I do 4 times 91, I get 364, I add on 31 and it turns out that the 91st row in Michigan Stadium would have 395 seats.

Once we get really good, we can even come up with the rule for the n the term simply given any two random terms of a sequence.

Let’s say that the fifth term is 22 and the twelfth term is 64.

If we’re asked for the rule of the n th term, I like drawing out what we know so I get a visual of what I’m looking at.

I don’t know the first term or the second term or the third term or the fourth, but I do know that the fifth is 22; I don’t know the sixth the seventh.
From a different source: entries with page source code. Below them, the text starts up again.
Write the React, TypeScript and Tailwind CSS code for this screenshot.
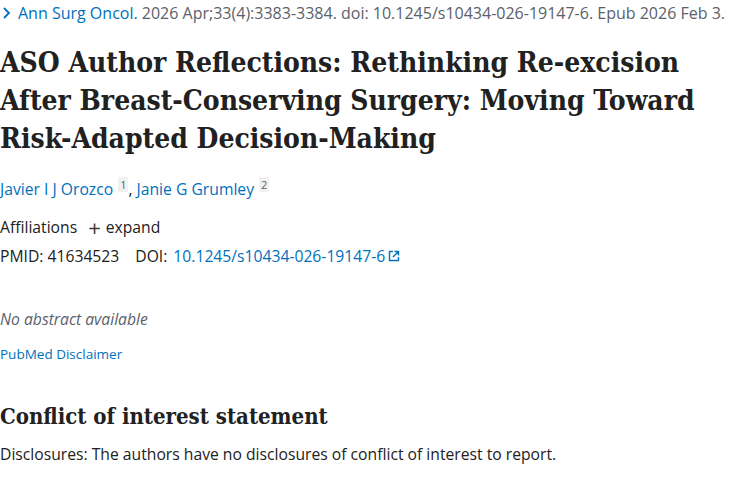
import React from "react";

const sans = { fontFamily: '"Open Sans", "Noto Sans", sans-serif' };
const serif = { fontFamily: '"DejaVu Serif", "Liberation Serif", serif', fontStretch: "condensed" as const };

export default function App() {
  return (
    <div className="w-[750px] h-[500px] bg-white overflow-hidden text-[#212121]" style={sans}>
      <div className="flex items-center text-[16px] leading-[26px] text-[#5b616b]">
        <svg width="14" height="14" viewBox="0 0 14 14" className="mr-[4px]">
          <path d="M4 2 L9 7 L4 12" fill="none" stroke="#0071bc" strokeWidth="1.8" />
        </svg>
        <span className="text-[#0071bc]">Ann Surg Oncol.</span>
        <span>&nbsp;2026 Apr;33(4):3383-3384. doi: 10.1245/s10434-026-19147-6. Epub 2026 Feb 3.</span>
      </div>
      <h1 className="mt-[18px] text-[28px] leading-[38px] font-bold text-[#212121]" style={serif}>
        ASO Author Reflections: Rethinking Re-excision After Breast-Conserving Surgery: Moving Toward Risk-Adapted Decision-Making
      </h1>
      <div className="mt-[20px] text-[15.7px] leading-[22px]">
        <span className="text-[#0071bc]">Javier I J Orozco</span>
        <sup className="ml-[5px] bg-[#f1f1f1] text-[11px] px-[2px] text-[#5b616b] top-[-6px]">1</sup>
        <span>, </span>
        <span className="text-[#0071bc]">Janie G Grumley</span>
        <sup className="ml-[5px] bg-[#f1f1f1] text-[11px] px-[2px] text-[#5b616b] top-[-6px]">2</sup>
      </div>
      <div className="mt-[16px] text-[15.7px] leading-[22px] flex items-center">
        <span>Affiliations</span>
        <span className="ml-[11px] text-[22px] leading-none text-[#3a3a3a]">+</span>
        <span className="ml-[5px]">expand</span>
      </div>
      <div className="mt-[7px] text-[15.7px] leading-[22px] flex items-center">
        <span>PMID: 41634523</span>
        <span className="ml-[16px]">DOI:</span>
        <span className="ml-[6px] text-[#0071bc]">10.1245/s10434-026-19147-6</span>
        <svg width="12" height="12" viewBox="0 0 12 12" className="ml-[3px]">
          <path d="M5 1.5 H1.5 V10.5 H10.5 V7" fill="none" stroke="#0071bc" strokeWidth="1.4" />
          <path d="M6.5 1.5 H10.5 V5.5 M10.5 1.5 L5 7" fill="none" stroke="#0071bc" strokeWidth="1.4" />
        </svg>
      </div>
      <div className="mt-[41px] text-[15.7px] leading-[22px] italic text-[#5b616b]">No abstract available</div>
      <div className="mt-[14px] text-[13.5px] leading-[20px] text-[#0071bc]">PubMed Disclaimer</div>
      <h2 className="mt-[38px] text-[22px] leading-[28px] font-bold" style={serif}>Conflict of interest statement</h2>
      <div className="mt-[13px] text-[15.7px] leading-[22px]">Disclosures: The authors have no disclosures of conflict of interest to report.</div>
    </div>
  );
}
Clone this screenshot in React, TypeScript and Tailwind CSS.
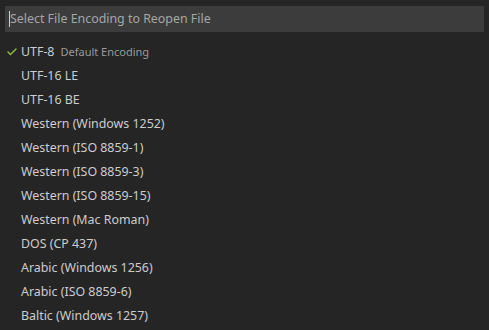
import { Check } from "lucide-react"

const encodings = [
  "UTF-16 LE",
  "UTF-16 BE",
  "Western (Windows 1252)",
  "Western (ISO 8859-1)",
  "Western (ISO 8859-3)",
  "Western (ISO 8859-15)",
  "Western (Mac Roman)",
  "DOS (CP 437)",
  "Arabic (Windows 1256)",
  "Arabic (ISO 8859-6)",
  "Baltic (Windows 1257)",
]

export default function App() {
  return (
    <div
      className="w-[489px] h-[330px] overflow-hidden bg-[#252526] text-[#cccccc]"
      style={{ fontFamily: '"Segoe UI", "Noto Sans", sans-serif' }}
    >
      <div className="pt-[6px] px-[5px]">
        <div className="h-[26px] bg-[#3c3c3c] flex items-center pl-[4px] text-[12.4px]">
          <span className="w-px h-[16px] bg-[#cccccc]" />
          <span className="text-[#a6a6a6]">Select File Encoding to Reopen File</span>
        </div>
      </div>
      <ul className="mt-[8px]">
        <li className="h-[24px] flex items-center pl-[6px] text-[12.4px]">
          <Check className="w-[12px] h-[12px] text-[#8dbb3c] mr-[3px]" strokeWidth={3} />
          <span>UTF-8</span>
          <span className="ml-[6px] text-[11px] text-[#9a9a9a]">Default Encoding</span>
        </li>
        {encodings.map((e) => (
          <li key={e} className="h-[24px] flex items-center pl-[21px] text-[12.4px]">
            {e}
          </li>
        ))}
      </ul>
    </div>
  )
}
but I do know that the twelfth is 64.

So because this is an arithmetic sequence, we’re going up by the same amount each step, and apparently in 7 steps, going from the fifth down to the twelfth, I go up 42 points.

That means I can do a quick division problem to tell me that if it takes me 7 steps to go up 42, I must be going up 6 each step, which would make my common difference 6.

We can check this really quickly just by filling in our chart - 28, 34, 40, 46, 52, 58, and sure enough, 64.

So we’re good.

The only other thing I need from my rule is my beginning value, the a 0.

I can simply find this by working my way backwards; instead of adding 6, going backwards would mean subtract 6.

So back 6 again, again, again, again, and I end up back at -8 as a 0.

I can also do a shortcut and say I’m going backwards 5 steps.

Backwards 5 steps would mean a total backwards of -30; if I go backwards -30 from 22, again, I end up back at -8.

Therefore, our rule for the n th term is an = 6 d -8.

Or, using the alternate form with a 1 instead of 0, it would only go back 4 steps, and therefore our rule would be an = 6( n -1)-2.

To review: arithmetic formulas are patterns generated by repeated addition and are similar to linear equations.

Because they’re similar to linear equations, the rule is very similar to y = mx + b and it is an = nd + a 0, where d is the common difference.

This rule can help us draw conclusions about terms that are far away from the beginning of the sequence.